Pre-draft measurables
| Height | Weight | Arm length | Hand span | Wingspan | 40-yard dash | 10-yard split | 20-yard split | 20-yard shuttle | Three-cone drill | Vertical jump | Broad jump | Bench press |
| 6 ft 1+1⁄4 in (1.86 m) | 228 lb (103 kg) | 32+3⁄4 in (0.83 m) | 8+1⁄2 in (0.22 m) | 6 ft 7+1⁄4 in (2.01 m) | 4.58 s | 1.62 s | 2.66 s | 4.35 s | 7.15 s | 37.0 in (0.94 m) | 10 ft 6 in (3.20 m) | 14 reps |
All values from Pro Day

===New York Jets===
After going unselected in the 2021 NFL draft, Eifler was signed by the New York Jets as an undrafted free agent. He was waived at roster cuts.

===Miami Dolphins===
He was signed by the Miami Dolphins to their practice squad on September 3, 2021.
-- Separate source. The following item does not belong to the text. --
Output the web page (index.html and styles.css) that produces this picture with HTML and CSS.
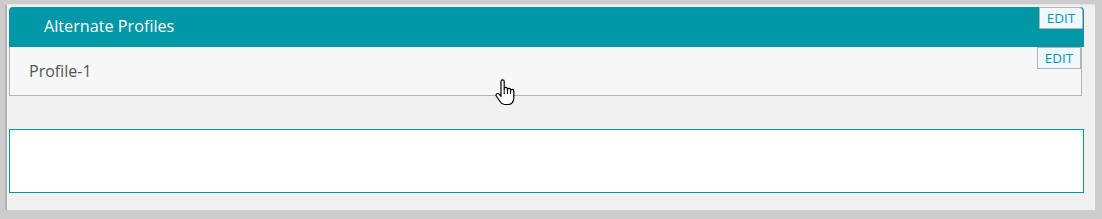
FILE: index.html
```html
<!DOCTYPE html>
<html>
<head>
<meta charset="utf-8">
<link rel="stylesheet" href="styles.css">
</head>
<body>
<div class="panel">
  <div class="header">
    <span class="title">Alternate Profiles</span>
    <button class="edit edit-top">EDIT</button>
  </div>
  <div class="profile-row">
    <span class="profile-name">Profile-1</span>
    <button class="edit">EDIT</button>
  </div>
  <div class="blank-box"></div>
</div>
<svg class="cursor" width="22" height="28" viewBox="0 0 22 28">
  <path d="M7,2.5 a1.6,1.6 0 0 1 3.2,0 V10 a1.6,1.6 0 0 1 3.2,0 V11 a1.6,1.6 0 0 1 3.2,0 V12 a1.6,1.6 0 0 1 3.2,0 V19 c0,3.5 -2.2,6.5 -5.5,6.5 H10.5 c-2.2,0 -3.2,-1 -4.5,-3 L2.3,17 a1.7,1.7 0 0 1 2.8,-1.9 L7,17.5 Z" fill="#fff" stroke="#000" stroke-width="1.2" stroke-linejoin="round"/>
  <path d="M10.2,10 V15 M13.4,11 V15 M16.6,12 V15" stroke="#000" stroke-width="1" fill="none"/>
</svg>
</body>
</html>
```
FILE: styles.css
```css
html, body {
  margin: 0;
  padding: 0;
}
body {
  background: #cccccc;
  width: 1102px;
  height: 219px;
  position: relative;
  font-family: "Open Sans", "Noto Sans", sans-serif;
}
.panel {
  margin: 4px 0 0 5px;
  width: 1086px;
  height: 203px;
  background: #f0f0f0;
  border-left: 2px solid #b2b2b2;
  border-top: 1px solid #e4e4e4;
  padding: 2px 0 0 2px;
  box-sizing: content-box;
}
.header {
  width: 1075px;
  height: 40px;
  background: #0097a7;
  border-radius: 4px 4px 0 0;
  display: flex;
  justify-content: space-between;
  align-items: flex-start;
  box-sizing: border-box;
}
.title {
  color: #ffffff;
  font-size: 16.2px;
  line-height: 38px;
  padding-left: 35px;
}
.edit {
  font-family: "Open Sans", "Noto Sans", sans-serif;
  font-size: 13.5px;
  color: #0097a7;
  background: #f0f8ff;
  border: 1px solid #b4b4b4;
  height: 22px;
  width: 44px;
  padding: 0;
  margin: 0;
  line-height: 20px;
  text-align: center;
  box-sizing: border-box;
}
.edit-top {
  margin-right: 1px;
  border-radius: 0 4px 0 0;
}
.profile-row {
  width: 1073px;
  height: 49px;
  background: #f7f7f7;
  border: 1px solid #b4b4b4;
  border-top: none;
  box-sizing: border-box;
  display: flex;
  justify-content: space-between;
  align-items: flex-start;
}
.profile-name {
  color: #555555;
  font-size: 16px;
  line-height: 48px;
  padding-left: 19px;
}
.blank-box {
  margin-top: 33px;
  width: 1075px;
  height: 64px;
  background: #ffffff;
  border: 1px solid #0097a7;
  box-sizing: border-box;
}
.cursor {
  position: absolute;
  left: 494px;
  top: 79px;
}
```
===Washington Football Team / Commanders===
Eifler signed with the Washington Football Team on December 7, 2021. He made his NFL debut in Week 14. Eifler re-signed with Washington on March 17, 2022. He was placed on injured reserve on October 8, 2022. He was activated on November 25.

On February 28, 2023, Eifler signed a one-year contract extension with the Commanders. On August 28, 2023, he was released as part of final roster cuts before the start of 2023 season.

===Atlanta Falcons===
On September 19, 2023, Eifler was signed to the practice squad of the Atlanta Falcons. Following the end of the 2023 regular season, he signed a reserve/future contract with Atlanta on January 10, 2024. Eifler was waived/injured on August 27.

===Arizona Cardinals===
On October 30, 2024, Eifler was signed to the Arizona Cardinals' practice squad. He was promoted to the active roster on December 20.
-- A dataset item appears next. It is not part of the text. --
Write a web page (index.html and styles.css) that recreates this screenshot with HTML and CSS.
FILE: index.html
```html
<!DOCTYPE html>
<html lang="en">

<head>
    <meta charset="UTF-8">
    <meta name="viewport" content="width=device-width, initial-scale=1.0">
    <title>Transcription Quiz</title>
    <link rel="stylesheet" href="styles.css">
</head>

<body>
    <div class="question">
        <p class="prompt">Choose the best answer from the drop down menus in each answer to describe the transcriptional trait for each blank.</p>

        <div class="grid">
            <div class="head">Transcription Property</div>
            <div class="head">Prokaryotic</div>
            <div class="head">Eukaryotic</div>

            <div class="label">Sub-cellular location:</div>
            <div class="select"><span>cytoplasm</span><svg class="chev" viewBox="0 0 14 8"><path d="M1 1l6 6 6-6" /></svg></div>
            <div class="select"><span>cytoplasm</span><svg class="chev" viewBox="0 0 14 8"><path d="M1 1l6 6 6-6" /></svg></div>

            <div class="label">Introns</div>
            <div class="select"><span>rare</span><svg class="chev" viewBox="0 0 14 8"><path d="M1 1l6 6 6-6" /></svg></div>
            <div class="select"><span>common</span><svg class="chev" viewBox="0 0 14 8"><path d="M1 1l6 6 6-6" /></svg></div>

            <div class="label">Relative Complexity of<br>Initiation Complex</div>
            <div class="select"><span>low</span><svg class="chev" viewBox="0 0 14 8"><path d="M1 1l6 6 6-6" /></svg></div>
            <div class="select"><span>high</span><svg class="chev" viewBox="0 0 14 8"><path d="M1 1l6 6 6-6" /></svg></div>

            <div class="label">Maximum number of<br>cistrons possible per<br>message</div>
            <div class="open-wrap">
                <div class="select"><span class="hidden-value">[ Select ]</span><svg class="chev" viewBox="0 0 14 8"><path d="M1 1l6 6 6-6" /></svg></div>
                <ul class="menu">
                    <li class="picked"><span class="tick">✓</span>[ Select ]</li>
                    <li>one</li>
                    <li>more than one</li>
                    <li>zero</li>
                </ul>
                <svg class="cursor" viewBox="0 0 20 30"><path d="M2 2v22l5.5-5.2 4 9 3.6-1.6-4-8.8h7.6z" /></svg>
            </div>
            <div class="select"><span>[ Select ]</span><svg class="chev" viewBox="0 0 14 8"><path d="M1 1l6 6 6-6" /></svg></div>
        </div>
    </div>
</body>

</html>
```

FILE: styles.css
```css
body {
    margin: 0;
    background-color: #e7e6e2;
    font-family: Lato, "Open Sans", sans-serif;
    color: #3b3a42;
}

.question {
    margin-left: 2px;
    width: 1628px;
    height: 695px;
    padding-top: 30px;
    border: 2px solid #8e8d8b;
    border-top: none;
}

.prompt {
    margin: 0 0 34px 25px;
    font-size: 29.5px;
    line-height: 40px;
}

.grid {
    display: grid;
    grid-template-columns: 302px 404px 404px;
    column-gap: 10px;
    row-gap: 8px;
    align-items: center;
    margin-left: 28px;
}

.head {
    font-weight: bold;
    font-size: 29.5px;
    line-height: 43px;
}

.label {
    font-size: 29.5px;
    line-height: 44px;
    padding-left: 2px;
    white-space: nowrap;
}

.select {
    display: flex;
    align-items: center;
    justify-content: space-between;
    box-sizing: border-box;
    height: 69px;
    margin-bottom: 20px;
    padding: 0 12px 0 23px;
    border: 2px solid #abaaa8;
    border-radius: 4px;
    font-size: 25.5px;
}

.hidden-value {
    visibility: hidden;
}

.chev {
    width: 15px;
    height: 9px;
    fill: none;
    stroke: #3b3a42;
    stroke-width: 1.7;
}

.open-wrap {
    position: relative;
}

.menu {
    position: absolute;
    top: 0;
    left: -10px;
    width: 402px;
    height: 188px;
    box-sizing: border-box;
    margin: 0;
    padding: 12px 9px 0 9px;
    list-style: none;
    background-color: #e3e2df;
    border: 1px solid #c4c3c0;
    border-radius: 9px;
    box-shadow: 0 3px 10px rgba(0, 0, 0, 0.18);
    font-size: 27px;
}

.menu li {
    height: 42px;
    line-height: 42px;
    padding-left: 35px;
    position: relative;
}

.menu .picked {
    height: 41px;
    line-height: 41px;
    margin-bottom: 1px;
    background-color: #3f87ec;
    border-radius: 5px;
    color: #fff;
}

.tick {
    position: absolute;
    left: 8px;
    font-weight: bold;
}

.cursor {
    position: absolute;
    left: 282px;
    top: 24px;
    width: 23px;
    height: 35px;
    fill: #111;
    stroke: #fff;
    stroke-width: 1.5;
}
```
On May 21, 2025, Eifler was released by the Cardinals.

=== San Francisco 49ers ===
Eifler signed a reserve/future contract with the San Francisco 49ers on January 7, 2026. On May 11, Eifler was released by the 49ers.

=== Tennessee Titans ===
On August 21, 2026, the Tennessee Titans signed Eifler, but was placed on injured reserve three days later.